Which Investment Property Strategy suits you?

Factors to Consider Before Choosing an Interest-Only Loan 

Before deciding whether an interest-only loan is right for your investment property, it’s important to weigh critical considerations: 

  • Your Long-Term Strategy: Are you planning to sell the property quickly, or is this a long-term investment?  
  • Current and Future Interest Rates: Since your loan repayments are tied to interest rates, ensure you can handle potential increases, especially if refinancing will be necessary. 
  • Regulatory Changes: Real estate policies in New Zealand, such as tax implications and lending restrictions, can significantly impact the feasibility of an interest-only loan. Staying informed on these changes is essential. 
  • Loan-to-Value Ratio (LVR): High-LVR loans carry greater risk, so consider how much equity you are contributing versus how much you are borrowing. 
  • Buffer for Increased Repayments: Ensure you have enough cash reserves to handle the rise in repayments once the interest-only period ends or to cover unforeseen expenses. 
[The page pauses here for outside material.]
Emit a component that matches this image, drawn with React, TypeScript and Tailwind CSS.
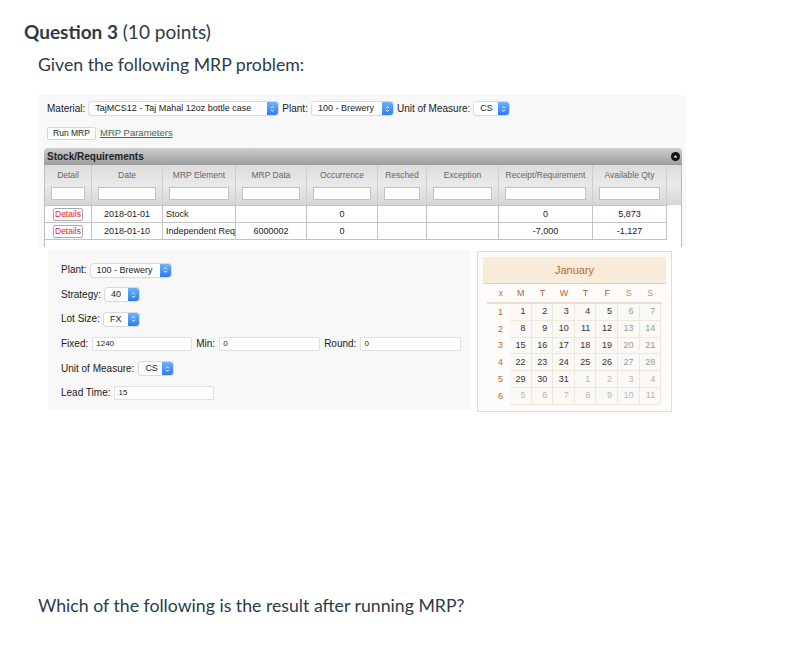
import React from 'react';

const cols = ['Detail', 'Date', 'MRP Element', 'MRP Data', 'Occurrence', 'Resched', 'Exception', 'Receipt/Requirement', 'Available Qty'];

const rows = [
  ['2018-01-01', 'Stock', '', '0', '', '', '0', '5,873'],
  ['2018-01-10', 'Independent Req', '6000002', '0', '', '', '-7,000', '-1,127'],
];

const weeks = [
  [1, 2, 3, 4, 5, 6, 7],
  [8, 9, 10, 11, 12, 13, 14],
  [15, 16, 17, 18, 19, 20, 21],
  [22, 23, 24, 25, 26, 27, 28],
  [29, 30, 31, 1, 2, 3, 4],
  [5, 6, 7, 8, 9, 10, 11],
];

function Spin() {
  return (
    <svg width="5" height="8" viewBox="0 0 5 8">
      <path d="M1 3.2 L2.5 1.6 L4 3.2 M1 4.8 L2.5 6.4 L4 4.8" stroke="white" strokeWidth="0.9" fill="none" />
    </svg>
  );
}

function Select({ value, className }: { value: string; className: string }) {
  return (
    <div className={`flex h-[13px] rounded-[3px] bg-white shadow-[0_0_0_1px_#dadada,0_1px_1px_rgba(0,0,0,0.08)] ${className}`}>
      <div className="flex-1 flex items-center pl-[6px] text-[9px] leading-none text-[#222] whitespace-nowrap overflow-hidden">{value}</div>
      <div className="w-[11px] h-full rounded-r-[3px] bg-gradient-to-b from-[#6db2fb] to-[#2c7cef] flex items-center justify-center">
        <Spin />
      </div>
    </div>
  );
}

function Field({ value, className }: { value: string; className: string }) {
  return (
    <div className={`h-[14px] bg-white border border-[#e0e0e0] flex items-center pl-[3px] text-[8px] leading-none text-[#222] ${className}`}>
      {value}
    </div>
  );
}

function StockTable() {
  return (
    <div className="mt-[9px] ml-[6px] w-[638px]">
      <div className="h-[17px] rounded-t-[4px] bg-gradient-to-b from-[#cdcdcd] to-[#9d9d9d] flex items-center justify-between pl-[3px] pr-[2px]">
        <span className="text-[10px] font-bold text-[#1e1e1e] leading-none">Stock/Requirements</span>
        <svg width="9" height="9" viewBox="0 0 9 9">
          <circle cx="4.5" cy="4.5" r="4.5" fill="#111" />
          <path d="M2.4 5.6 L4.5 3.2 L6.6 5.6 Z" fill="white" />
        </svg>
      </div>
      <div className="h-[82px] bg-white border-x border-[#bdbdbd]">
        <div className="grid grid-cols-[47px_71px_73px_71px_71px_49px_72px_94px_74px_14px] h-[40px] bg-gradient-to-b from-[#dcdcdc] via-[#e9e9e9] to-[#d6d6d6]">
          {cols.map((c) => (
            <div key={c} className="border-r border-[#cdcdcd] flex flex-col">
              <div className="h-[21px] flex items-center justify-center text-[8.5px] text-[#666] leading-none whitespace-nowrap">{c}</div>
              <div className="mt-[1px] mx-[6px] h-[13px] bg-white border border-[#c2c2c2]" />
            </div>
          ))}
          <div />
        </div>
        <div className="w-[623px] border-t border-[#c4c4c4]">
          {rows.map((r, i) => (
            <div key={i} className="grid grid-cols-[47px_71px_73px_71px_71px_49px_72px_94px_74px] h-[17px]">
              <div className="border-r border-b border-[#c4c4c4] flex items-center justify-center">
                <div className="h-[13px] w-[30px] bg-white border border-[#aaa] rounded-[2px] flex items-center justify-center text-[8.5px] leading-none text-[#e8211b]">
                  Details
                </div>
              </div>
              {r.map((v, j) => (
                <div
                  key={j}
                  className={`border-r border-b border-[#c4c4c4] flex items-center text-[9px] leading-none text-[#222] whitespace-nowrap ${j === 1 ? 'justify-start pl-[3px]' : 'justify-center'}`}
                >
                  {v}
                </div>
              ))}
            </div>
          ))}
        </div>
      </div>
    </div>
  );
}

function Calendar() {
  return (
    <div className="ml-[7px] mt-[1px] w-[195px] h-[161px] border border-[#e4dbcf] bg-[#fdfcfa] p-[5px]">
      <div className="h-[27px] bg-[#f8ebda] border-b border-[#e6d1b5] flex items-center justify-center text-[11px] text-[#c0652e]">
        January
      </div>
      <div className="mx-[4px]">
        <div className="grid grid-cols-[23px_repeat(7,21.6px)] h-[20px] border-b-2 border-[#eadfcf] text-[9px] leading-none">
          <div className="flex items-center justify-end pr-[7px] text-[#c8703a]">x</div>
          {['M', 'T', 'W', 'T', 'F', 'S', 'S'].map((d, i) => (
            <div key={i} className={`flex items-center justify-center ${i > 4 ? 'text-[#d98a5e]' : 'text-[#b85c2a]'}`}>
              {d}
            </div>
          ))}
        </div>
        {weeks.map((w, wi) => (
          <div key={wi} className="grid grid-cols-[23px_repeat(7,21.6px)] h-[16.8px] text-[9px] leading-none">
            <div className="flex items-center justify-end pr-[7px] text-[#c8642a]">{wi + 1}</div>
            {w.map((d, di) => {
              const other = (wi === 4 && di > 2) || wi === 5;
              const color = other ? 'text-[#b5b5b5]' : di > 4 ? 'text-[#999]' : 'text-[#333]';
              return (
                <div key={di} className={`flex items-center justify-end pr-[5px] bg-[#fbf9f5] border-r border-b border-[#f0e7dc] ${color}`}>
                  {d}
                </div>
              );
            })}
          </div>
        ))}
      </div>
    </div>
  );
}

export default function App() {
  return (
    <div className="w-[801px] h-[669px] bg-white font-['Lato',sans-serif] text-[#2d3b45] overflow-hidden">
      <h2 className="pl-[24px] pt-[21px] text-[19px] leading-[22px]">
        <span className="font-bold">Question 3</span> (10 points)
      </h2>
      <p className="pl-[38px] mt-[10px] text-[17.7px] leading-[24px]">Given the following MRP problem:</p>

      <div className="ml-[38px] mt-[18px] w-[648px] font-['Liberation_Sans',Arial,sans-serif] text-[#222]">
        <div className="h-[152px] bg-[#f8f8f8] pt-[7px] overflow-hidden">
          <div className="pl-[9px] h-[13px] flex items-center gap-[4px] text-[10px] leading-none">
            <span>Material:</span>
            <Select value="TajMCS12 - Taj Mahal 12oz bottle case" className="w-[189px]" />
            <span>Plant:</span>
            <Select value="100 - Brewery" className="w-[81px]" />
            <span>Unit of Measure:</span>
            <Select value="CS" className="w-[35px]" />
          </div>
          <div className="pl-[9px] mt-[12px] h-[12px] flex items-center gap-[4px]">
            <div className="h-[13px] w-[49px] bg-white border border-[#d4d4d4] rounded-[2px] flex items-center justify-center text-[8.5px] leading-none">
              Run MRP
            </div>
            <span className="text-[9.5px] leading-none text-[#3f6b52] underline">MRP Parameters</span>
          </div>
          <StockTable />
        </div>

        <div className="flex mt-[3px]">
          <div className="ml-[10px] w-[422px] h-[160px] bg-[#f8f8f8] pl-[13px] pt-[8px] text-[10px] leading-none">
            <div className="h-[24.6px] flex items-center gap-[4px]">
              <span>Plant:</span>
              <Select value="100 - Brewery" className="w-[80px]" />
            </div>
            <div className="h-[24.6px] flex items-center gap-[4px]">
              <span>Strategy:</span>
              <Select value="40" className="w-[34px]" />
            </div>
            <div className="h-[24.6px] flex items-center gap-[4px]">
              <span>Lot Size:</span>
              <Select value="FX" className="w-[35px]" />
            </div>
            <div className="h-[24.6px] flex items-center gap-[4px]">
              <span>Fixed:</span>
              <Field value="1240" className="w-[100px]" />
              <span>Min:</span>
              <Field value="0" className="w-[101px]" />
              <span>Round:</span>
              <Field value="0" className="w-[101px]" />
            </div>
            <div className="h-[24.6px] flex items-center gap-[5px]">
              <span>Unit of Measure:</span>
              <Select value="CS" className="w-[34px]" />
            </div>
            <div className="h-[24.6px] flex items-center gap-[4px]">
              <span>Lead Time:</span>
              <Field value="15" className="w-[100px]" />
            </div>
          </div>
          <Calendar />
        </div>
      </div>

      <p className="pl-[38px] mt-[182px] text-[17.7px] leading-[24px]">Which of the following is the result after running MRP?</p>
    </div>
  );
}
Alternatives to Interest-Only Loans 

If an interest-only loan doesn’t suit your goals, there are alternative financing options to consider: 

  • Fixed-Rate Loans: These provide consistent repayment amounts, helping with long-term budgeting. 
  • Principal-and-Interest Loans: While repayments are higher, you gradually build equity and reduce the overall loan balance. 

Is an Interest-Only Loan Right for You? 

Ultimately, whether to use an interest-only loan depends on your personal and financial circumstances. If you are looking to maximise cash flow in the short term, such as during the initial years of property ownership or while you invest in other opportunities, an interest-only loan might be a practical solution. However, it’s crucial to consider the long-term implications, including the eventual need to repay the principal and the potential for fluctuations in interest rates if the loan is variable. Carefully assess your financial stability, investment goals, and risk tolerance before deciding if this option aligns with your objectives.